# All white pigeons in Hawaii



## Brooke (Sep 22, 2004)

Hello,

I recently visited Hawaii for the first time. To my pleasure, I noticed that 95% of the wild pigeons were completely white. I am aware that pigeons can be a variety of colors, but living in Seattle, I have noticed mostly blue banded pigeons- some reds as well. Rarely do I ever see a white pigeon living on the streets. Does anybody know why white predominates the pigeons in Hawaii? Do other colors dominate in other regions of the country or world? One day I hope to have every color and mix and match to see what the squabs will look like. What a large aviary I look forward to having!  

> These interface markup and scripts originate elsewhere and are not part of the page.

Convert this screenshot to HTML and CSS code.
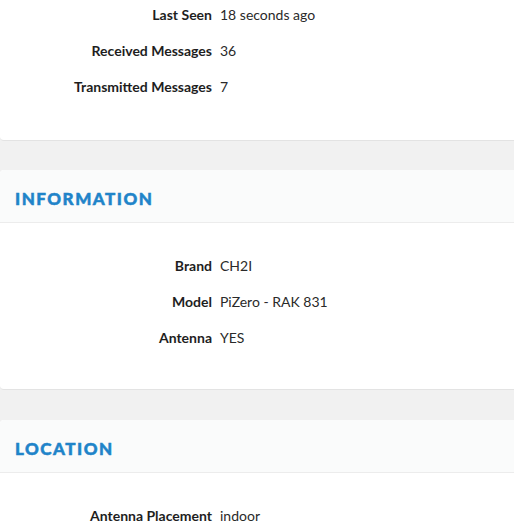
FILE: index.html
```html
<!DOCTYPE html>
<html>
<head>
<meta charset="utf-8">
<link rel="stylesheet" href="styles.css">
</head>
<body>
<div class="page">
  <section class="card card-first">
    <div class="card-body first-body">
      <div class="row"><div class="label">Last Seen</div><div class="value">18 seconds ago</div></div>
      <div class="row"><div class="label">Received Messages</div><div class="value">36</div></div>
      <div class="row"><div class="label">Transmitted Messages</div><div class="value">7</div></div>
    </div>
  </section>
  <section class="card">
    <header class="card-header"><h2>INFORMATION</h2></header>
    <div class="card-body">
      <div class="row"><div class="label">Brand</div><div class="value">CH2I</div></div>
      <div class="row"><div class="label">Model</div><div class="value">PiZero - RAK 831</div></div>
      <div class="row"><div class="label">Antenna</div><div class="value">YES</div></div>
    </div>
  </section>
  <section class="card">
    <header class="card-header"><h2>LOCATION</h2></header>
    <div class="card-body">
      <div class="row"><div class="label">Antenna Placement</div><div class="value">indoor</div></div>
    </div>
  </section>
</div>
</body>
</html>
```
FILE: styles.css
```css
html, body {
  margin: 0;
  padding: 0;
  background: #f1f1f1;
  overflow: hidden;
}
body {
  font-family: Lato, "Open Sans", sans-serif;
  font-size: 14px;
  color: #333;
}
.page {
  width: 524px;
  display: flex;
  flex-direction: column;
  gap: 30px;
}
.card {
  background: #fff;
  border-radius: 4px;
  border-bottom: 1px solid #e3e3e3;
}
.card-first {
  border-radius: 0 0 4px 4px;
  margin-top: -3px;
  margin-bottom: -1px;
}
.card-header {
  background: #fafbfb;
  height: 47px;
  padding-top: 5px;
  border-bottom: 1px solid #ececec;
  border-radius: 4px 4px 0 0;
  display: flex;
  align-items: center;
  padding-left: 15px;
}
.card-header h2 {
  margin: 0;
  font-size: 17px;
  font-weight: 900;
  letter-spacing: 1.5px;
  color: #1f84c9;
  -webkit-text-stroke: 0.5px #1f84c9;
}
.card-body {
  padding: 25px 0 33px;
}
.first-body {
  padding-top: 0;
  padding-bottom: 35px;
}
.row {
  display: grid;
  grid-template-columns: 212px 1fr;
  column-gap: 8px;
  height: 36px;
  align-items: center;
  line-height: 18px;
}
.label {
  text-align: right;
  font-weight: 700;
  color: #1e1e1e;
}
.value {
  color: #2a2a2a;
}
```
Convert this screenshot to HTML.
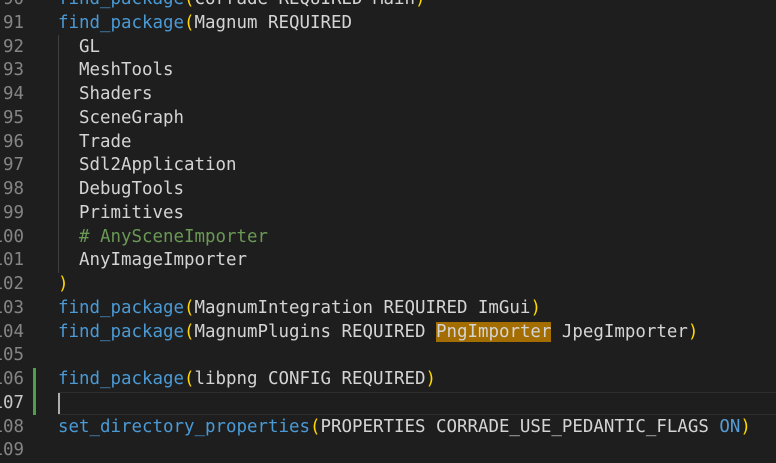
<!DOCTYPE html>
<html><head><style>
html,body{margin:0;padding:0;background:#1e1e1e;width:776px;height:446px;overflow:hidden}
.w{position:absolute;left:0;top:-12px;font-family:"DejaVu Sans Mono","Liberation Mono",monospace;font-size:17.45px;color:#d4d4d4}
.l{position:relative;height:23.76px;line-height:23.76px;white-space:pre}
.n{position:absolute;left:-56px;width:80px;text-align:right;color:#858585}
.c{position:absolute;left:58px}
.f{color:#4a9ad6}.p{color:#ffd700}.g{color:#6a9955}.k{color:#569cd6}
.h{background:#a36d00}
.ig{position:absolute;left:58px;top:35px;width:1px;height:238px;background:#404040}
.gr{position:absolute;left:33px;top:368px;width:3px;height:47px;background:#4f9e4a}
.cur{position:absolute;left:58px;right:0;top:392px;height:23px;border-top:1px solid #2e2e2e;border-bottom:1px solid #2e2e2e;box-sizing:border-box}
.cr{position:absolute;left:58px;top:393px;width:2px;height:21px;background:#aeafad}
</style></head><body>
<div class="ig"></div><div class="gr"></div><div class="cur"></div><div class="cr"></div>
<div class="w">
<div class="l"><span class="n">90</span><span class="c"><span class="f">find_package</span><span class="p">(</span>Corrade REQUIRED Main<span class="p">)</span></span></div>
<div class="l"><span class="n">91</span><span class="c"><span class="f">find_package</span><span class="p">(</span>Magnum REQUIRED</span></div>
<div class="l"><span class="n">92</span><span class="c">  GL</span></div>
<div class="l"><span class="n">93</span><span class="c">  MeshTools</span></div>
<div class="l"><span class="n">94</span><span class="c">  Shaders</span></div>
<div class="l"><span class="n">95</span><span class="c">  SceneGraph</span></div>
<div class="l"><span class="n">96</span><span class="c">  Trade</span></div>
<div class="l"><span class="n">97</span><span class="c">  Sdl2Application</span></div>
<div class="l"><span class="n">98</span><span class="c">  DebugTools</span></div>
<div class="l"><span class="n">99</span><span class="c">  Primitives</span></div>
<div class="l"><span class="n">100</span><span class="c">  <span class="g"># AnySceneImporter</span></span></div>
<div class="l"><span class="n">101</span><span class="c">  AnyImageImporter</span></div>
<div class="l"><span class="n">102</span><span class="c"><span class="p">)</span></span></div>
<div class="l"><span class="n">103</span><span class="c"><span class="f">find_package</span><span class="p">(</span>MagnumIntegration REQUIRED ImGui<span class="p">)</span></span></div>
<div class="l"><span class="n">104</span><span class="c"><span class="f">find_package</span><span class="p">(</span>MagnumPlugins REQUIRED <span class="h">PngImporter</span> JpegImporter<span class="p">)</span></span></div>
<div class="l"><span class="n">105</span><span class="c"></span></div>
<div class="l"><span class="n">106</span><span class="c"><span class="f">find_package</span><span class="p">(</span>libpng CONFIG REQUIRED<span class="p">)</span></span></div>
<div class="l"><span class="n" style="color:#c6c6c6">107</span><span class="c"></span></div>
<div class="l"><span class="n">108</span><span class="c"><span class="f">set_directory_properties</span><span class="p">(</span>PROPERTIES CORRADE_USE_PEDANTIC_FLAGS <span class="k">ON</span><span class="p">)</span></span></div>
<div class="l"><span class="n">109</span><span class="c"></span></div>
</div>
</body></html>
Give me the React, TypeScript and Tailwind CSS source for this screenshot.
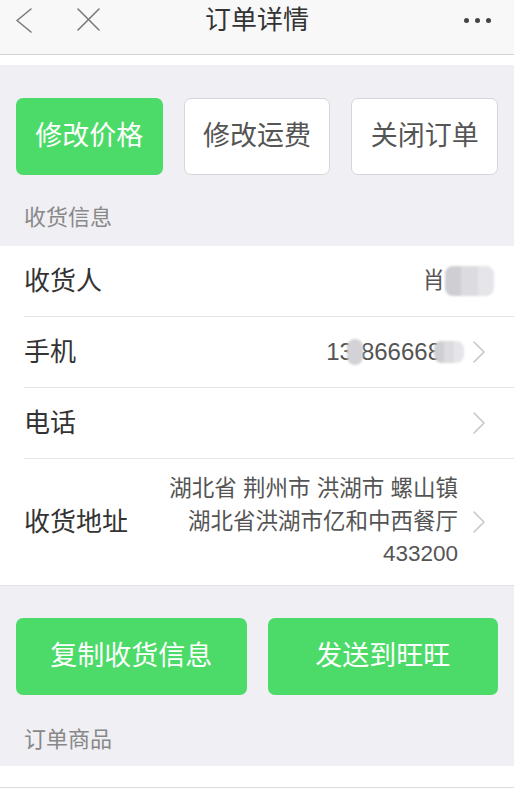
import React from "react";

const font = { fontFamily: '"Liberation Sans", "Noto Sans CJK SC", sans-serif' };

function Chevron() {
  return (
    <svg width="16" height="24" viewBox="0 0 16 24" className="shrink-0">
      <polyline points="3,2 13,12 3,22" fill="none" stroke="#c7c7cc" strokeWidth="1.6" strokeLinecap="round" strokeLinejoin="round" />
    </svg>
  );
}

function Blur({ w, h, cls }: { w: string; h: string; cls?: string }) {
  return (
    <span className={`inline-flex overflow-hidden rounded-[8px] blur-[1.2px] ${w} ${h} ${cls ?? ""}`}>
      <span className="flex-1 bg-[#cfcfd3]" />
      <span className="flex-1 bg-[#dcdce0]" />
      <span className="flex-1 bg-[#e6e6ea]" />
    </span>
  );
}

export default function App() {
  return (
    <div className="w-[514px] h-[790px] overflow-hidden bg-white" style={font}>
      {/* Header */}
      <div className="h-[55px] bg-[#f8f8f8] border-b border-[#d4d4d4] flex items-start">
        <div className="w-[130px] h-[40px] flex items-center">
          <svg width="130" height="40" viewBox="0 0 130 40">
            <polyline points="31,9 17,20.5 31,32" fill="none" stroke="#7a7a7a" strokeWidth="1.6" strokeLinecap="round" strokeLinejoin="round" />
            <line x1="78" y1="9" x2="99" y2="30" stroke="#7a7a7a" strokeWidth="1.6" strokeLinecap="round" />
            <line x1="99" y1="9" x2="78" y2="30" stroke="#7a7a7a" strokeWidth="1.6" strokeLinecap="round" />
          </svg>
        </div>
        <div className="flex-1 h-[41px] flex items-center justify-center text-[26px] text-[#333]">订单详情</div>
        <div className="w-[130px] h-[40px] flex items-center justify-end pr-[23px] gap-[6px]">
          <span className="w-[5px] h-[5px] rounded-full bg-[#444]" />
          <span className="w-[5px] h-[5px] rounded-full bg-[#444]" />
          <span className="w-[5px] h-[5px] rounded-full bg-[#444]" />
        </div>
      </div>
      <div className="h-[10px] bg-white" />

      {/* Gray section 1 */}
      <div className="bg-[#efeff4] px-[16px] pt-[33px]">
        <div className="flex gap-[21px]">
          <div className="w-[147px] h-[77px] rounded-[7px] bg-[#4cdb68] text-white text-[27px] flex items-center justify-center">修改价格</div>
          <div className="w-[147px] h-[77px] rounded-[7px] bg-white border border-[#d6d6da] text-[#555] text-[27px] flex items-center justify-center">修改运费</div>
          <div className="w-[147px] h-[77px] rounded-[7px] bg-white border border-[#d6d6da] text-[#555] text-[27px] flex items-center justify-center">关闭订单</div>
        </div>
        <div className="h-[71px] pt-[28px] pl-[8px] text-[22px] leading-[30px] text-[#888]">收货信息</div>
      </div>

      {/* List */}
      <div className="bg-white pl-[24px] border-b border-[#e2e2e6]">
        <div className="h-[71px] flex items-center justify-between border-b border-[#e5e5e5] pr-[20px]">
          <span className="text-[26px] text-[#333]">收货人</span>
          <span className="flex items-center text-[22.5px] text-[#555]">
            肖<Blur w="w-[49px]" h="h-[30px]" />
          </span>
        </div>
        <div className="h-[71px] flex items-center justify-between border-b border-[#e5e5e5] pr-[27px]">
          <span className="text-[26px] text-[#333]">手机</span>
          <span className="flex items-center gap-[7px]">
            <span className="flex items-center text-[24px] text-[#555]">
              13
              <span className="inline-block w-[16px] h-[26px] rounded-full bg-[#d3d3d7] blur-[1.2px] -ml-[6px] -mr-[2px]" />
              866668
              <Blur w="w-[30px]" h="h-[22px]" cls="-ml-[7px]" />
            </span>
            <Chevron />
          </span>
        </div>
        <div className="h-[71px] flex items-center justify-between border-b border-[#e5e5e5] pr-[27px]">
          <span className="text-[26px] text-[#333]">电话</span>
          <Chevron />
        </div>
        <div className="h-[126px] flex items-center justify-between pr-[27px]">
          <span className="text-[26px] text-[#333]">收货地址</span>
          <span className="flex items-center gap-[13px]">
            <span className="flex flex-col items-end text-[22.5px] leading-[32.5px] text-[#555]">
              <span>湖北省 荆州市 洪湖市 螺山镇</span>
              <span>湖北省洪湖市亿和中西餐厅</span>
              <span>433200</span>
            </span>
            <Chevron />
          </span>
        </div>
      </div>

      {/* Gray section 2 */}
      <div className="bg-[#efeff4] px-[16px] pt-[32px]">
        <div className="flex gap-[21px]">
          <div className="flex-1 h-[77px] rounded-[7px] bg-[#4cdb68] text-white text-[27px] flex items-center justify-center">复制收货信息</div>
          <div className="flex-1 h-[77px] rounded-[7px] bg-[#4cdb68] text-white text-[27px] flex items-center justify-center">发送到旺旺</div>
        </div>
        <div className="h-[71px] pt-[30px] pl-[8px] text-[22px] leading-[30px] text-[#888]">订单商品</div>
      </div>
      <div className="h-[22px] bg-white border-b border-[#dcdcdc]" />
    </div>
  );
}
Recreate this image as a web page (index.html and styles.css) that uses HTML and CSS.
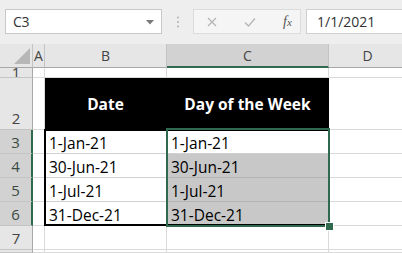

Also, the website looks great! I haven't been on in about a year or so but good job!


----------



## Pigeonpal2002 (Jul 27, 2002)

My guess is more conjecture as to why there are more white pigeons in Hawaii. Perhaps there have been a lot of white "dove" releases at weddings there or white pigeons were originally brought to the island in the beginning. And I'm not positive, but I don't think there are many predators of pigeons in Hawaii. So if this is the case, these white pigeons would proliferate a lot easier and more frequently than in big cities on the mainland. Whereas, in cities white pigeons don't do well because of predators who find white birds easier targets.


Brad


----------



## re lee (Jan 4, 2003)

Perhaps They are white homers. Thats have been released to the wild. And reproduced over time. White would be an inbred feature. and without much out crossing this would set the color. Now commons/ferals will mutate over to white from the blue base from in breeding. But I think more that they have been turned to the wild and bred prolificly


----------